Fig. 2. Comparison between IRRAS spectrum and PM-IRRAS spectrum (normalized, offset plotting)

Fig. 2 shows the results of a PMAA thin film on an Al mirror measured by IRRAS and PM-IRRAS with all other conditions remaining the same. The S/N of spectra obtained using PM-IRRAS are several times better than IRRAS.


Fig. 3. Appearance of FT/IR-6300FV & Polarization modulation unit (upper)
System layout of polarization modulation unit (lower)

Fig. 3 PM-IRRAS measurement system and system layout of the polarization modulation unit. While the optimal incidence angle is generally considered to be in the range 80 ~ 89° depending on the type of metal and the wavenumber of the incident light, the angle of incidence of the polarized light in this system is 85°. In addition, the entire system can be subject to a vacuum. In principle PM-IRRAS can greatly reduce the noise contribution from H2O and CO2, but vacuum optics can enhance the sensitivity still farther.
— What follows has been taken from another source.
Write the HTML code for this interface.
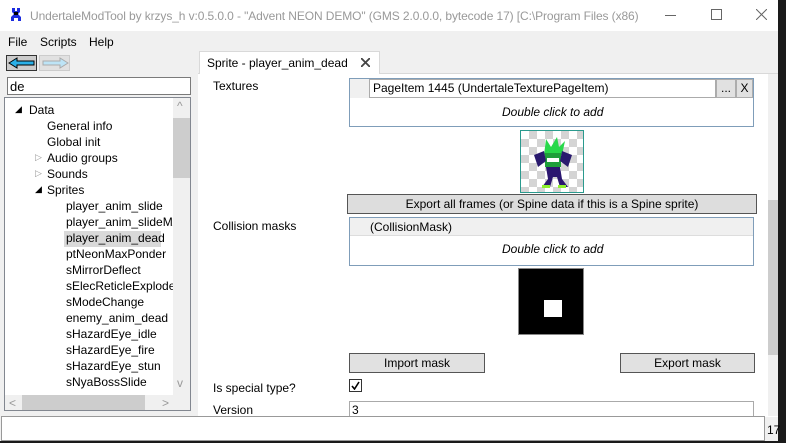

As standard the system can flow gas onto the sample or heated sample, enabling it to be used for monitoring a film during the generation process, or evaluating structural changes.


PM-IRRAS, FTIR reflectance spectroscopy, thin film measurement


Measurement Example

1. PMMA Thin Film on an Al Mirror 
The result of PMMA measurement of a thin film on an Al mirror is shown in Fig. 4. The spectrum has good S/N without the influence of H2O.

Fig. 4. Measured spectrum of PMMA thin film

2. Aluminum Oxide Layer on Al Mirror
Measurement of a native oxidation film on an Al mirror is shown in Fig.5. The thickness of the native oxidation film obtained using ellipsometry (JASCO: M-220) is 46.9 Å and it is confirmed that the measurement of thickness at the Å level was made in approx. 1 minute using PM-IRRAS.